We turned around at the far side of the 'minefield' (took us about 1.5 hours to get there, carrying only a bit of water and a candy bar, and about 30 minutes to get back down) and headed back to BC with no issues. Other than dinner and random camp stuff, there isn't much else to say.
Day 5 - Carry to Col Ameghino (the Awful Trail, with weight) - 8 DEC 12Woke up feeling fine. Made some breakfast...gloppy, instant oatmeal (by this point, I was starting to have issues eating it). Drank some water and coffee. Got more water from the folks at Inka. Used the Inka WC. General breakfast camp activities.
When we made our initial itinerary, we weren't sure what this day would be...rest, move, or carry? In the end, we decided to make it a carry, though not to C1. We packed up our stuff...food for the back end of the trip (days 14-18, our down and other summit day clothing, fuel and stove, and a few other things). Our packs probably weighed around 30-40 pounds, though it might be a little less. We started hiking sometime before noon.

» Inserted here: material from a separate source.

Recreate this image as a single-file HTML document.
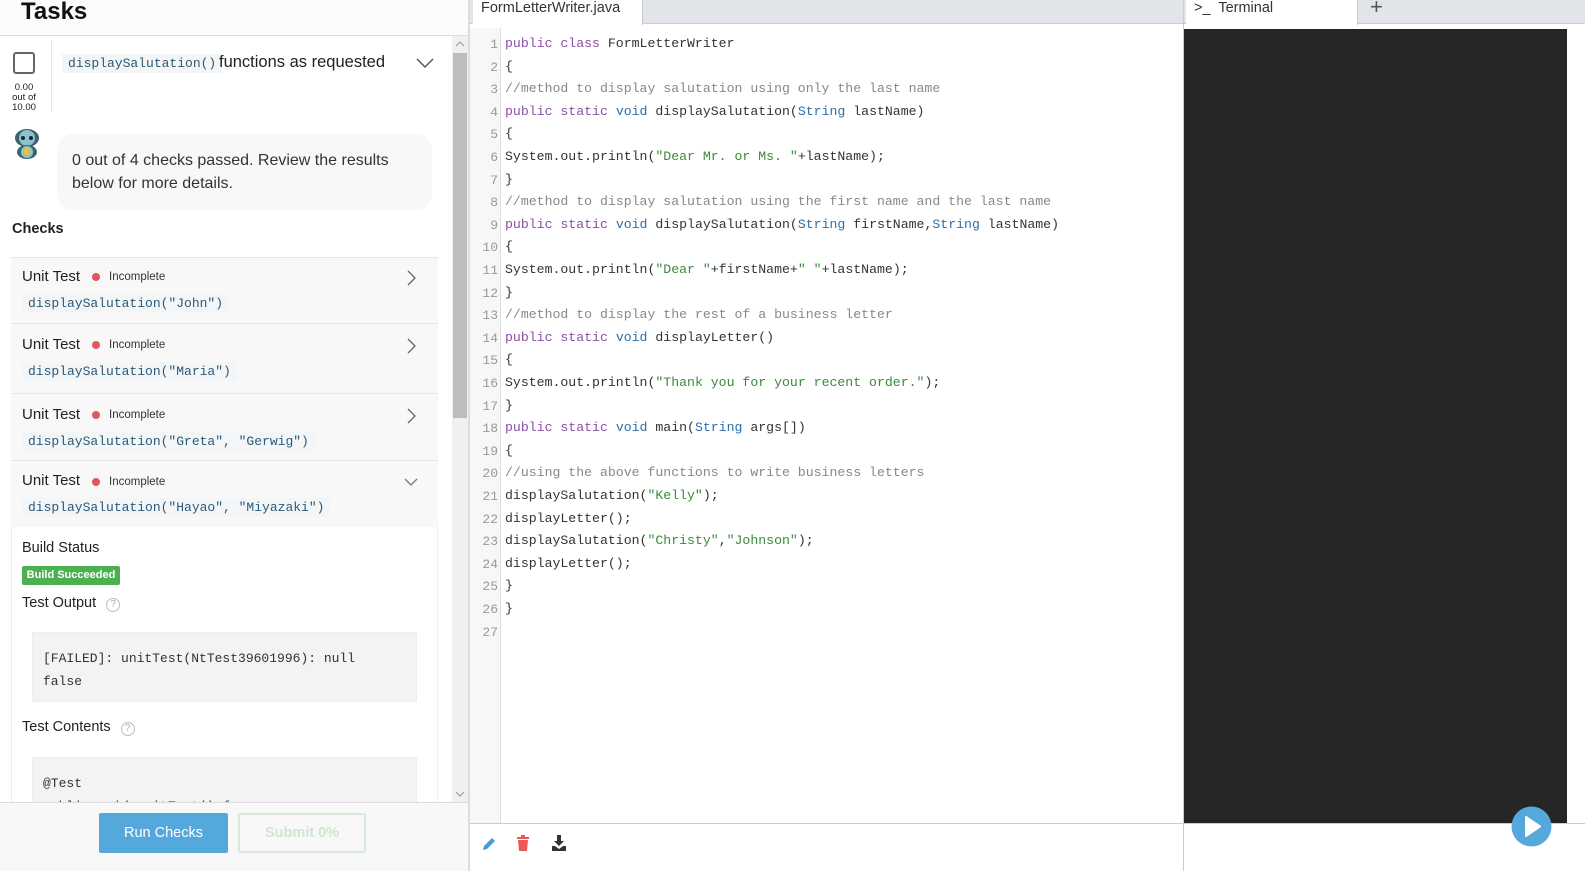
<!DOCTYPE html>
<html><head><meta charset="utf-8"><style>
*{box-sizing:border-box;margin:0;padding:0}
body{width:1585px;height:871px;overflow:hidden;background:#fff;font-family:"Liberation Sans",sans-serif;position:relative;color:#222}
.a{position:absolute}
.mono{font-family:"Liberation Mono",monospace}
.code{color:#2a5a7a;background:#f3f5f7;font-size:13px;padding:2px 6px}
.ut{position:absolute;left:11px;width:427px;background:#f8f8f8;border-top:1px solid #e6e6e6}
.ut .t{position:absolute;left:11px;top:10px;font-size:15px;color:#222}
.ut .dot{position:absolute;left:81px;top:15px;width:8px;height:8px;border-radius:50%;background:#e05560}
.ut .inc{position:absolute;left:98px;top:13px;font-size:11.5px;color:#333}
.ut .c{position:absolute;left:11px;top:36px}
.ut .ch{position:absolute;left:396px;top:12px}
.ln{position:absolute;left:470px;width:28px;text-align:right;font-size:13px;color:#999;font-family:"Liberation Mono",monospace}
.cl{position:absolute;left:505px;font-size:13.2px;font-family:"Liberation Mono",monospace;color:#333;white-space:pre}
.k{color:#8a4fa5}.ty{color:#2e6ea8}.s{color:#3a8a3a}.cm{color:#888}
</style></head><body>
<div class="a" style="left:0;top:0;width:468px;height:36px;background:#fbfbfb;border-bottom:1px solid #ddd"></div>
<div class="a" style="left:21px;top:-2px;font-size:24px;font-weight:bold;color:#111">Tasks</div>
<div class="a" style="left:13px;top:52px;width:22px;height:22px;border:2px solid #666;border-radius:3px"></div>
<div class="a" style="left:4px;top:83px;width:40px;text-align:center;font-size:9.5px;line-height:10px;color:#222">0.00<br>out of<br>10.00</div>
<div class="a" style="left:51px;top:40px;width:1px;height:72px;background:#e6e6e6"></div>
<div class="a mono code" style="left:62px;top:54px;">displaySalutation()</div>
<div class="a" style="left:219px;top:53px;font-size:16.5px;color:#222">functions as requested</div>
<svg class="a" style="left:416px;top:57px" width="18" height="12"><path d="M1 2 L9 10 L17 2" fill="none" stroke="#555" stroke-width="1.5"/></svg>
<svg class="a" style="left:11px;top:127px" width="32" height="33"><ellipse cx="16" cy="11" rx="12" ry="9" fill="#3c6470"/><circle cx="16" cy="11" r="8" fill="#8bc4d0"/><circle cx="12" cy="11" r="2" fill="#223"/><circle cx="20" cy="11" r="2" fill="#223"/><ellipse cx="16" cy="25" rx="10" ry="7" fill="#3c6470"/><ellipse cx="16" cy="25" rx="6" ry="6" fill="#8bc4d0"/><rect x="13" y="21" width="6" height="7" rx="1.5" fill="#e6c040"/></svg>
<div class="a" style="left:57px;top:134px;width:375px;height:76px;background:#f8f8f8;border-radius:16px"></div>
<div class="a" style="left:72px;top:149px;font-size:16px;line-height:23px;color:#333;width:350px">0 out of 4 checks passed. Review the results below for more details.</div>
<div class="a" style="left:12px;top:221px;font-size:14.5px;font-weight:bold;color:#222">Checks</div>

<div class="ut" style="top:257px;height:66px"><span class="t">Unit Test</span><span class="dot"></span><span class="inc">Incomplete</span><svg class="ch" width="9" height="16"><path d="M1 1 L8 8 L1 15" fill="none" stroke="#666" stroke-width="1.3"/></svg><span class="c mono code">displaySalutation("John")</span></div>
<div class="ut" style="top:323px;height:70px"><span class="t" style="top:12px">Unit Test</span><span class="dot" style="top:17px"></span><span class="inc" style="top:15px">Incomplete</span><svg class="ch" style="top:14px" width="9" height="16"><path d="M1 1 L8 8 L1 15" fill="none" stroke="#666" stroke-width="1.3"/></svg><span class="c mono code" style="top:38px">displaySalutation("Maria")</span></div>
<div class="ut" style="top:393px;height:67px"><span class="t" style="top:12px">Unit Test</span><span class="dot" style="top:17px"></span><span class="inc" style="top:15px">Incomplete</span><svg class="ch" style="top:14px" width="9" height="16"><path d="M1 1 L8 8 L1 15" fill="none" stroke="#666" stroke-width="1.3"/></svg><span class="c mono code" style="top:38px">displaySalutation("Greta", "Gerwig")</span></div>
<div class="ut" style="top:460px;height:67px"><span class="t" style="top:11px">Unit Test</span><span class="dot" style="top:17px"></span><span class="inc" style="top:15px">Incomplete</span><svg class="a" style="left:393px;top:17px" width="14" height="9"><path d="M1 1 L7 7 L13 1" fill="none" stroke="#777" stroke-width="1.3"/></svg><span class="c mono code" style="top:37px">displaySalutation("Hayao", "Miyazaki")</span></div>
<div class="a" style="left:11px;top:527px;width:1px;height:280px;background:#eee"></div>
<div class="a" style="left:437px;top:527px;width:1px;height:280px;background:#eee"></div>
<div class="a" style="left:22px;top:540px;font-size:14.5px;color:#222">Build Status</div>
<div class="a" style="left:22px;top:566px;width:98px;height:19px;background:#4cb050;border-radius:2px;color:#fff;font-size:11px;font-weight:bold;line-height:19px;text-align:center">Build Succeeded</div>
<div class="a" style="left:22px;top:595px;font-size:14.5px;color:#222">Test Output <span style="display:inline-block;width:14px;height:14px;border:1px solid #bbb;border-radius:50%;font-size:10px;color:#aaa;text-align:center;line-height:12px;margin-left:6px">?</span></div>
<div class="a mono" style="left:32px;top:632px;width:385px;height:70px;background:#f3f3f3;border:1px solid #eee;padding:14px 10px;font-size:13px;line-height:23px;color:#333">[FAILED]: unitTest(NtTest39601996): null<br>false</div>
<div class="a" style="left:22px;top:719px;font-size:14.5px;color:#222">Test Contents <span style="display:inline-block;width:14px;height:14px;border:1px solid #bbb;border-radius:50%;font-size:10px;color:#aaa;text-align:center;line-height:12px;margin-left:6px">?</span></div>
<div class="a mono" style="left:32px;top:757px;width:385px;height:50px;background:#f3f3f3;border:1px solid #eee;padding:14px 10px;font-size:13px;line-height:23px;color:#333;overflow:hidden">@Test<br>public void unitTest() {</div>
<div class="a" style="left:452px;top:36px;width:16px;height:767px;background:#f0f0f0"></div>
<div class="a" style="left:453px;top:53px;width:14px;height:365px;background:#bdbdbd"></div>
<svg class="a" style="left:455px;top:41px" width="10" height="6"><path d="M1 5 L5 1 L9 5" fill="none" stroke="#999"/></svg>
<svg class="a" style="left:455px;top:791px" width="10" height="6"><path d="M1 1 L5 5 L9 1" fill="none" stroke="#999"/></svg>
<div class="a" style="left:0;top:802px;width:468px;height:69px;background:#f8f8f8;border-top:1px solid #ddd"></div>
<div class="a" style="left:99px;top:813px;width:129px;height:40px;background:#55a8dc;border-radius:2px;color:#fff;font-size:14.5px;text-align:center;line-height:40px">Run Checks</div>
<div class="a" style="left:238px;top:813px;width:128px;height:40px;border:2px solid #d6ead6;border-radius:2px;color:#cfe6cf;font-size:14.5px;text-align:center;line-height:36px;font-weight:bold">Submit 0%</div>
<div class="a" style="left:468px;top:0;width:2px;height:871px;background:#ddd"></div>

<div class="a" style="left:470px;top:0;width:713px;height:24px;background:#e1e4e8;border-bottom:1px solid #ccc"></div>
<div class="a" style="left:473px;top:0;width:170px;height:25px;background:#fff;border-right:1px solid #ccc;font-size:14.5px;padding:0 0 0 8px;line-height:16px;color:#333">FormLetterWriter.java</div>
<div class="a" style="left:470px;top:28px;width:31px;height:795px;background:#f7f7f7;border-right:1px solid #ddd"></div>
<div class="ln" style="top:37px">1</div><div class="ln" style="top:59.6px">2</div><div class="ln" style="top:82.2px">3</div><div class="ln" style="top:104.8px">4</div><div class="ln" style="top:127.4px">5</div><div class="ln" style="top:150px">6</div><div class="ln" style="top:172.6px">7</div><div class="ln" style="top:195.2px">8</div><div class="ln" style="top:217.8px">9</div><div class="ln" style="top:240.4px">10</div><div class="ln" style="top:263px">11</div><div class="ln" style="top:285.6px">12</div><div class="ln" style="top:308.2px">13</div><div class="ln" style="top:330.8px">14</div><div class="ln" style="top:353.4px">15</div><div class="ln" style="top:376px">16</div><div class="ln" style="top:398.6px">17</div><div class="ln" style="top:421.2px">18</div><div class="ln" style="top:443.8px">19</div><div class="ln" style="top:466.4px">20</div><div class="ln" style="top:489px">21</div><div class="ln" style="top:511.6px">22</div><div class="ln" style="top:534.2px">23</div><div class="ln" style="top:556.8px">24</div><div class="ln" style="top:579.4px">25</div><div class="ln" style="top:602px">26</div><div class="ln" style="top:624.6px">27</div>
<div class="cl" style="top:36px"><span class="k">public class</span> FormLetterWriter</div>
<div class="cl" style="top:58.6px">{</div>
<div class="cl cm" style="top:81.2px">//method to display salutation using only the last name</div>
<div class="cl" style="top:103.8px"><span class="k">public static</span> <span class="ty">void</span> displaySalutation(<span class="ty">String</span> lastName)</div>
<div class="cl" style="top:126.4px">{</div>
<div class="cl" style="top:149px">System.out.println(<span class="s">"Dear Mr. or Ms. "</span>+lastName);</div>
<div class="cl" style="top:171.6px">}</div>
<div class="cl cm" style="top:194.2px">//method to display salutation using the first name and the last name</div>
<div class="cl" style="top:216.8px"><span class="k">public static</span> <span class="ty">void</span> displaySalutation(<span class="ty">String</span> firstName,<span class="ty">String</span> lastName)</div>
<div class="cl" style="top:239.4px">{</div>
<div class="cl" style="top:262px">System.out.println(<span class="s">"Dear "</span>+firstName+<span class="s">" "</span>+lastName);</div>
<div class="cl" style="top:284.6px">}</div>
<div class="cl cm" style="top:307.2px">//method to display the rest of a business letter</div>
<div class="cl" style="top:329.8px"><span class="k">public static</span> <span class="ty">void</span> displayLetter()</div>
<div class="cl" style="top:352.4px">{</div>
<div class="cl" style="top:375px">System.out.println(<span class="s">"Thank you for your recent order."</span>);</div>
<div class="cl" style="top:397.6px">}</div>
<div class="cl" style="top:420.2px"><span class="k">public static</span> <span class="ty">void</span> main(<span class="ty">String</span> args[])</div>
<div class="cl" style="top:442.8px">{</div>
<div class="cl cm" style="top:465.4px">//using the above functions to write business letters</div>
<div class="cl" style="top:488px">displaySalutation(<span class="s">"Kelly"</span>);</div>
<div class="cl" style="top:510.6px">displayLetter();</div>
<div class="cl" style="top:533.2px">displaySalutation(<span class="s">"Christy"</span>,<span class="s">"Johnson"</span>);</div>
<div class="cl" style="top:555.8px">displayLetter();</div>
<div class="cl" style="top:578.4px">}</div>
<div class="cl" style="top:601px">}</div>
<div class="a" style="left:470px;top:823px;width:713px;height:1px;background:#ccc"></div>
<svg class="a" style="left:481px;top:836px" width="16" height="16"><path d="M2 14 L3 10 L11 2 L14 5 L6 13 Z" fill="#4a9ad8"/></svg>
<svg class="a" style="left:516px;top:835px" width="14" height="17"><rect x="1" y="2" width="12" height="2" fill="#ea5858"/><rect x="5" y="0" width="4" height="2" fill="#ea5858"/><path d="M2 5 H12 L11 16 H3 Z" fill="#ea5858"/></svg>
<svg class="a" style="left:551px;top:835px" width="16" height="17"><path d="M6 0 H10 V6 H13 L8 11 L3 6 H6 Z" fill="#333"/><path d="M1 11 H4 L8 14 L12 11 H15 V16 H1 Z" fill="#333"/></svg>

<div class="a" style="left:1183px;top:0;width:402px;height:24px;background:#e1e4e8;border-bottom:1px solid #ccc"></div>
<div class="a" style="left:1183px;top:0;width:1px;height:871px;background:#ccc"></div>
<div class="a" style="left:1186px;top:0;width:172px;height:25px;background:#fff;border-right:1px solid #ccc;font-size:14.5px;padding-left:8px;line-height:16px;color:#333">&gt;_&nbsp; Terminal</div>
<div class="a" style="left:1370px;top:-6px;font-size:22px;color:#555;font-weight:300">+</div>
<div class="a" style="left:1184px;top:29px;width:383px;height:794px;background:#262626"></div>
<div class="a" style="left:1184px;top:823px;width:401px;height:1px;background:#ccc"></div>
<svg class="a" style="left:1511px;top:806px" width="41" height="41"><circle cx="20.5" cy="20.5" r="20" fill="#55a8dc"/><path d="M15 11 L29 20.5 L15 30 Z" fill="#fff" stroke="#fff" stroke-width="2" stroke-linejoin="round"/></svg>
</body></html>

The day started out well and I quickly reached the end of the 'minefield', but after that, everything started to go downhill. The reason? Me. I didn't eat or drink enough as I was moving; also, I thought I was better acclimated than I actually was. I tried to push it (as I often do back home) and it cost me big time. Oh well...I kept on.
Once on the far side of the mine field, you are at the worst section of trail (excepting the Canaleta)...a ridiculous pile of scree, dirt, and crap. There is a trail to follow (sort of), but it's not stable; it is better than the other, non-trail parts of the hill...barely. Follow the trail for a ways and it'll eventually take you up to C1...crossing over more scree and then bordering a small drainage (it's frozen in the mornings and I think it would almost be worth breaking out the crampons...). Eventually, after stumbling and sliding my way up the trail, I made it to C1. Not gonna lie, I was pretty smoked.
Once there, I promptly sat down and took a 15 minute break...having a much needed snickers and some water. The rest was nice, but it certainly didn't last long enough. The trail from C1 to Col Ameghino is actually pretty nice. The lower section is switchbacked (this is easily visible from the 'minefield') and the upper section is a fairly stable trail...it's probably about 1000 ft in total. As I slowly made my way up the trail, Matt, who had already reached the Col, dug a rock-hole, and had a nice break, met me at about the halfway point (from C1 to the Col). As we had previously discussed (he's much faster than I), we split my load and continued to the top of the Col.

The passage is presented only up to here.